When Aileen Lee originally coined the term "unicorn" in late 2013, she was describing the 39 "U.S.-based software companies started since 2003 and valued at over $1 billion by public or private market investors."

Flashback: It got redefined in early 2015 by yours truly and Erin Griffith, in a cover story for Fortune, as any privately-held startup valued at $1 billion or more. At the time, we counted 80 of them.


  • Ours was the definition that stuck. And, last week, the number of such companies topped 800, per CB Insights, with a cumulative valuation of around $2.6 trillion.

Why it matters: With apologies to Justin Timberlake Parker, $1 billion just isn't that cool anymore.
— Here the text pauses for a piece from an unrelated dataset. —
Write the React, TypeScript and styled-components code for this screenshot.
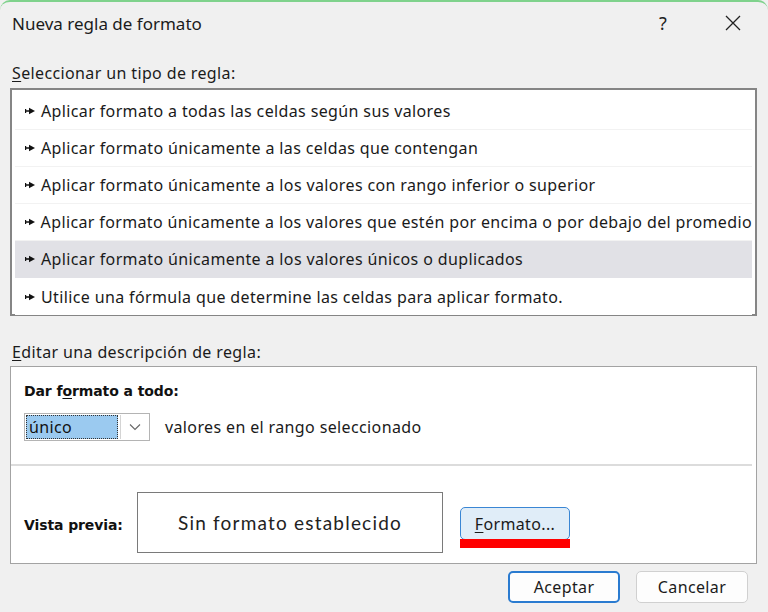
import React, { useState } from 'react'
import styled, { createGlobalStyle } from 'styled-components'

const GlobalStyle = createGlobalStyle`
    html, body {
        margin: 0;
        padding: 0;
        background: #f0f0f0;
    }
`

const rules = [
    'Aplicar formato a todas las celdas según sus valores',
    'Aplicar formato únicamente a las celdas que contengan',
    'Aplicar formato únicamente a los valores con rango inferior o superior',
    'Aplicar formato únicamente a los valores que estén por encima o por debajo del promedio',
    'Aplicar formato únicamente a los valores únicos o duplicados',
    'Utilice una fórmula que determine las celdas para aplicar formato.',
]

const Dialog = styled.div`
    width: 768px;
    height: 612px;
    box-sizing: border-box;
    background: #f0f0f0;
    border-top: 2px solid #7fd28c;
    border-radius: 10px 10px 0 0;
    font-family: 'Noto Sans', 'Open Sans', sans-serif;
    color: #1a1a1a;
    overflow: hidden;
    display: flex;
    flex-direction: column;
`

const TitleBar = styled.div`
    height: 42px;
    display: flex;
    align-items: center;
    padding: 0 0 0 12px;
`

const Title = styled.div`
    flex: 1;
    font-size: 17px;
    color: #1b1b1b;
`

const TitleButton = styled.div`
    width: 70px;
    height: 42px;
    display: flex;
    align-items: center;
    justify-content: center;
    font-size: 18px;
    color: #222;
`

const Body = styled.div`
    padding: 0 11px 0 10px;
    display: flex;
    flex-direction: column;
`

// text in the dialog is Segoe-like: slightly wider than Noto Sans
const uiText = `
    font-size: 16px;
    letter-spacing: 0.37px;
`

const SectionLabel = styled.div<{ $top: number }>`
    ${uiText}
    margin: ${(p) => p.$top}px 0 0 2px;
    height: 22px;
    line-height: 22px;
    color: #1b1b1b;
    u {
        text-decoration: underline;
        text-underline-offset: 2px;
    }
`

const ListBox = styled.div`
    margin-top: 4px;
    height: 228px;
    box-sizing: border-box;
    border: 2px solid #858585;
    background: #fff;
    padding: 3px 3px 0 3px;
`

const RuleRow = styled.div<{ $selected: boolean }>`
    ${uiText}
    height: 37px;
    box-sizing: border-box;
    display: flex;
    align-items: center;
    padding-left: 10px;
    white-space: nowrap;
    background: ${(p) => (p.$selected ? '#e1e1e6' : '#fff')};
    border-bottom: 1px solid ${(p) => (p.$selected ? '#e1e1e6' : '#f2f2f2')};
    &:last-child {
        border-bottom: none;
    }
`

const ArrowBox = styled.span`
    width: 16px;
    display: flex;
    align-items: center;
`

const DescBox = styled.div`
    margin-top: 3px;
    height: 198px;
    box-sizing: border-box;
    border: 1px solid #a3a3a3;
    background: #fff;
    display: flex;
    flex-direction: column;
`

const DescTop = styled.div`
    padding: 14px 13px 0 13px;
    height: 99px;
    box-sizing: border-box;
    border-bottom: 2px solid #dcdcdc;
    margin-right: 4px;
`

const BoldLabel = styled.div`
    font-family: 'DejaVu Sans', Verdana, sans-serif;
    font-weight: bold;
    font-size: 14px;
    line-height: 20px;
    letter-spacing: -0.1px;
    color: #111;
    u {
        text-decoration: underline;
        text-underline-offset: 2px;
    }
`

const SelectLine = styled.div`
    ${uiText}
    margin-top: 12px;
    display: flex;
    align-items: center;
    gap: 15px;
`

const Combo = styled.div`
    width: 126px;
    height: 28px;
    box-sizing: border-box;
    border: 1px solid #b4b4b4;
    display: flex;
    align-items: stretch;
    padding: 1px;
    background: #fff;
`

const ComboValue = styled.div`
    flex: 1;
    background: #9bcaf0;
    outline: 1px dotted #333;
    outline-offset: -1px;
    display: flex;
    align-items: center;
    padding-left: 3px;
    color: #111;
`

const ComboButton = styled.div`
    width: 27px;
    display: flex;
    align-items: center;
    justify-content: center;
    border-left: 1px solid #d4d4d4;
    margin-left: 2px;
`

const PreviewRow = styled.div`
    flex: 1;
    display: flex;
    align-items: flex-start;
    padding: 26px 13px 0 13px;
`

const PreviewLabel = styled(BoldLabel)`
    width: 113px;
    align-self: center;
    margin-top: -6px;
`

const PreviewBox = styled.div`
    width: 306px;
    height: 61px;
    box-sizing: border-box;
    border: 1px solid #7a7a7a;
    display: flex;
    align-items: center;
    justify-content: center;
    font-family: Lato, 'Open Sans', sans-serif;
    font-size: 19px;
    letter-spacing: 1.2px;
    color: #222;
`

const FormatWrap = styled.div`
    margin-left: 17px;
    margin-top: 15px;
    display: flex;
    flex-direction: column;
`

const FormatButton = styled.div`
    ${uiText}
    width: 110px;
    height: 33px;
    box-sizing: border-box;
    border: 1px solid #3a86d4;
    border-radius: 5px;
    background: #e0edf8;
    display: flex;
    align-items: center;
    justify-content: center;
    u {
        text-decoration: underline;
        text-underline-offset: 2px;
    }
`

const RedBar = styled.div`
    height: 9px;
    margin-top: -1px;
    background: #ff0000;
`

const Footer = styled.div`
    display: flex;
    justify-content: flex-end;
    gap: 16px;
    padding: 7px 20px 0 0;
`

const Button = styled.div<{ $primary?: boolean }>`
    ${uiText}
    width: 112px;
    height: 32px;
    box-sizing: border-box;
    border-radius: 5px;
    background: #fdfdfd;
    border: ${(p) => (p.$primary ? '2px solid #2a7bd0' : '1px solid #d0d0d0')};
    display: flex;
    align-items: center;
    justify-content: center;
    color: #1b1b1b;
`

const RuleArrow = () => (
    <svg width="11" height="8" viewBox="0 0 11 8">
        <path d="M0.6 2 V6" stroke="#111" strokeWidth="1.2" />
        <path d="M0.6 4 H5" stroke="#111" strokeWidth="1.6" />
        <path d="M4 0.8 L10 4 L4 7.2 Z" fill="#111" />
    </svg>
)

const Chevron = () => (
    <svg width="12" height="8" viewBox="0 0 12 8">
        <path d="M1 1.5 L6 6.5 L11 1.5" fill="none" stroke="#666" strokeWidth="1.1" />
    </svg>
)

const CloseIcon = () => (
    <svg width="16" height="16" viewBox="0 0 16 16">
        <path d="M1 1 L15 15 M15 1 L1 15" stroke="#222" strokeWidth="1.3" />
    </svg>
)

const App = () => {
    const [selected, setSelected] = useState(4)
    return <>
        <GlobalStyle />
        <Dialog>
            <TitleBar>
                <Title>Nueva regla de formato</Title>
                <TitleButton>?</TitleButton>
                <TitleButton><CloseIcon /></TitleButton>
            </TitleBar>
            <Body>
                <SectionLabel $top={18}><u>S</u>eleccionar un tipo de regla:</SectionLabel>
                <ListBox>
                    {rules.map((r, i) => (
                        <RuleRow key={i} $selected={i === selected} onClick={() => setSelected(i)}>
                            <ArrowBox><RuleArrow /></ArrowBox>{r}
                        </RuleRow>
                    ))}
                </ListBox>
                <SectionLabel $top={25}><u>E</u>ditar una descripción de regla:</SectionLabel>
                <DescBox>
                    <DescTop>
                        <BoldLabel>Dar f<u>o</u>rmato a todo:</BoldLabel>
                        <SelectLine>
                            <Combo>
                                <ComboValue>único</ComboValue>
                                <ComboButton><Chevron /></ComboButton>
                            </Combo>
                            valores en el rango seleccionado
                        </SelectLine>
                    </DescTop>
                    <PreviewRow>
                        <PreviewLabel>Vista previa:</PreviewLabel>
                        <PreviewBox>Sin formato establecido</PreviewBox>
                        <FormatWrap>
                            <FormatButton><u>F</u>ormato...</FormatButton>
                            <RedBar />
                        </FormatWrap>
                    </PreviewRow>
                </DescBox>
            </Body>
            <Footer>
                <Button $primary>Aceptar</Button>
                <Button>Cancelar</Button>
            </Footer>
        </Dialog>
    </>
}

export default App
It's not rare if there are over 800 of them, and certainly not mythical.

  • Plus, there's been a flurry of startups whose valuations have been inflated by investment dollars. Isn't it more impressive to be worth $500 million on $50 million of venture capital than $1 billion on $500 million of venture capital?

We need a new word: Dragons.

  • Dragons are much bigger, stronger and more awe-inspiring than unicorns. They destroy whatever's in their path, and their own destruction is viewed as catastrophic (at least if "GOT" is any guide).
  • To qualify, a company must be valued at $12 billion or more, net of venture funding. Yes, it's a somewhat arbitrary figure. But it reflects the >10x "unicorn" growth since the Fortune piece, and the rapidly ascending private funding trajectory.
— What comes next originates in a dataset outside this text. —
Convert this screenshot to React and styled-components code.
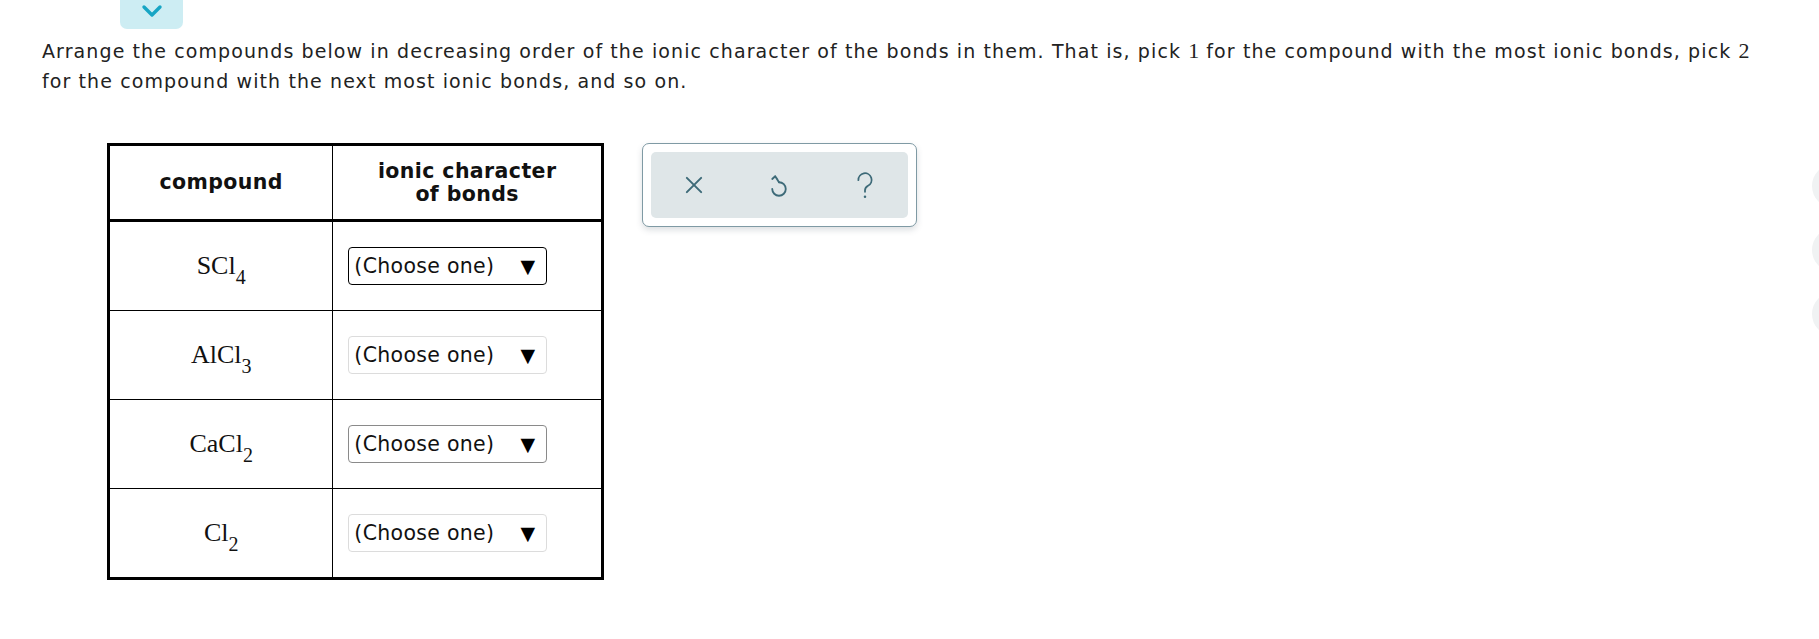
import React from "react";
import styled, { createGlobalStyle } from "styled-components";

const Global = createGlobalStyle`
  html, body { margin: 0; padding: 0; background: #fff; overflow: hidden; }
  body { font-family: "DejaVu Sans", Verdana, sans-serif; color: #222; }
`;

const Page = styled.div`
  display: flex;
  width: 1819px;
  height: 639px;
  overflow: hidden;
`;

const Main = styled.div`
  flex: 1;
  display: flex;
  flex-direction: column;
  padding-left: 42px;
`;

const TopTab = styled.button`
  margin-left: 78px;
  width: 63px;
  height: 29px;
  border: none;
  padding: 0;
  background: #cdedf3;
  border-radius: 0 0 7px 7px;
  display: flex;
  align-items: center;
  justify-content: center;
  padding-bottom: 8px;
`;

const Prompt = styled.p`
  margin: 7px 0 0 0;
  width: 1730px;
  font-size: 19px;
  letter-spacing: 1.1px;
  line-height: 30px;
  color: #222;
`;

const MathNum = styled.span`
  font-family: "Liberation Serif", "Times New Roman", serif;
  font-size: 22px;
  letter-spacing: 0;
`;

const Content = styled.div`
  display: flex;
  align-items: flex-start;
  margin-top: 47px;
  margin-left: 65px;
  gap: 38px;
`;

const Table = styled.table`
  border-collapse: collapse;
  border: 3px solid #000;
  width: 497px;
`;

const HeadCell = styled.th`
  width: ${(p) => p.$w}px;
  height: 73px;
  border: 1px solid #000;
  border-bottom: 3px solid #000;
  font-size: 20.5px;
  letter-spacing: 0.4px;
  font-weight: bold;
  line-height: 23px;
  color: #111;
  text-align: center;
  vertical-align: middle;
  padding: 0;
`;

const Cell = styled.td`
  height: 88px;
  border: 1px solid #000;
  padding: 0;
  vertical-align: middle;
  text-align: ${(p) => (p.$left ? "left" : "center")};
  padding-left: ${(p) => (p.$left ? "15px" : "0")};
`;

const Formula = styled.span`
  font-family: "Liberation Serif", "Times New Roman", serif;
  font-size: 26px;
  color: #111;
  sub {
    font-size: 20px;
    vertical-align: -10px;
    line-height: 0;
  }
`;

const Select = styled.div`
  box-sizing: border-box;
  width: 199px;
  height: 38px;
  display: inline-flex;
  align-items: center;
  justify-content: space-between;
  padding: 0 11px 0 5px;
  border: ${(p) =>
    p.$state === "focus"
      ? "1.5px solid #000"
      : p.$state === "hover"
      ? "1px solid #8a8a8a"
      : "1px solid #dcdcdc"};
  border-radius: 4px;
  background: #fff;
  font-size: 20.5px;
  letter-spacing: 0.3px;
  color: #111;
`;

const Arrow = styled.span`
  font-size: 19px;
  color: #000;
  line-height: 1;
`;

const ToolFrame = styled.div`
  box-sizing: border-box;
  width: 275px;
  height: 84px;
  border: 1px solid #7f9aa4;
  border-radius: 7px;
  background: #fff;
  padding: 8px;
  box-shadow: 0 3px 6px rgba(60, 80, 90, 0.18);
`;

const ToolInner = styled.div`
  height: 100%;
  background: #dfe6e8;
  border-radius: 5px;
  display: grid;
  grid-template-columns: repeat(3, 1fr);
  align-items: center;
  justify-items: center;
`;

const ToolBtn = styled.button`
  border: none;
  background: transparent;
  padding: 0;
  display: flex;
  align-items: center;
  justify-content: center;
  width: 34px;
  height: 36px;
`;

const SideRail = styled.div`
  width: 7px;
  overflow: hidden;
  padding-top: 164px;
  display: flex;
  flex-direction: column;
  gap: 20px;
`;

const SideDot = styled.div`
  flex: none;
  width: 44px;
  height: 44px;
  border-radius: 50%;
  background: #f0f2f3;
`;

const rows = [
  { f: "SCl", s: "4", state: "focus" },
  { f: "AlCl", s: "3", state: "idle" },
  { f: "CaCl", s: "2", state: "hover" },
  { f: "Cl", s: "2", state: "idle" },
];

const ICON = "#3d6a78";

export default function App() {
  return (
    <Page>
      <Global />
      <Main>
        <TopTab aria-label="collapse">
          <svg width="22" height="14" viewBox="0 0 22 14">
            <path d="M3 3 L11 11 L19 3" fill="none" stroke="#17a5c4" strokeWidth="3.4" strokeLinecap="round" strokeLinejoin="round" />
          </svg>
        </TopTab>
        <Prompt>
          Arrange the compounds below in decreasing order of the ionic character of the bonds in them. That is, pick <MathNum>1</MathNum> for the compound with the most ionic bonds, pick <MathNum>2</MathNum> for the compound with the next most ionic bonds, and so on.
        </Prompt>
        <Content>
          <Table>
            <thead>
              <tr>
                <HeadCell $w={223}>compound</HeadCell>
                <HeadCell $w={268}>
                  ionic character
                  <br />
                  of bonds
                </HeadCell>
              </tr>
            </thead>
            <tbody>
              {rows.map((r) => (
                <tr key={r.f + r.s}>
                  <Cell>
                    <Formula>
                      {r.f}
                      <sub>{r.s}</sub>
                    </Formula>
                  </Cell>
                  <Cell $left>
                    <Select $state={r.state}>
                      <span>(Choose one)</span>
                      <Arrow>▼</Arrow>
                    </Select>
                  </Cell>
                </tr>
              ))}
            </tbody>
          </Table>
          <ToolFrame>
            <ToolInner>
              <ToolBtn aria-label="clear">
                <svg width="22" height="22" viewBox="0 0 20 20">
                  <path d="M3.5 3.5 L16.5 16.5 M16.5 3.5 L3.5 16.5" stroke={ICON} strokeWidth="1.8" strokeLinecap="round" />
                </svg>
              </ToolBtn>
              <ToolBtn aria-label="undo">
                <svg width="24" height="31" viewBox="0 0 22 26">
                  <path d="M11 10 A6.2 6.2 0 1 1 4.8 16.2" fill="none" stroke={ICON} strokeWidth="1.7" strokeLinecap="round" />
                  <path d="M11 10 L7.5 4.5 M4.8 7 L7.5 4.5 L9.6 7.6" fill="none" stroke={ICON} strokeWidth="1.7" strokeLinecap="round" strokeLinejoin="round" />
                </svg>
              </ToolBtn>
              <ToolBtn aria-label="help">
                <svg width="24" height="33" viewBox="0 0 20 26">
                  <path d="M4.5 8.5 A5.5 5.5 0 1 1 12.5 13.2 C10.8 14.2 10 15.2 10 17 V18.3" fill="none" stroke={ICON} strokeWidth="1.5" strokeLinecap="round" />
                  <circle cx="10" cy="22.3" r="1.05" fill={ICON} />
                </svg>
              </ToolBtn>
            </ToolInner>
          </ToolFrame>
        </Content>
      </Main>
      <SideRail>
        <SideDot />
        <SideDot />
        <SideDot />
      </SideRail>
    </Page>
  );
}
By the numbers: Currently, there would be 19 dragons. Of those, nine are based in the U.S.

  • That's an even more exclusive club than Lee's original framing, although this is the sort of thing where less means more.
  • The U.S. dragons are: Stripe, SpaceX, Instacart, Epic Games, Databricks, Rivian, Chime, Fanatics and Plaid.

The bottom line: Welcome to the age of dragons.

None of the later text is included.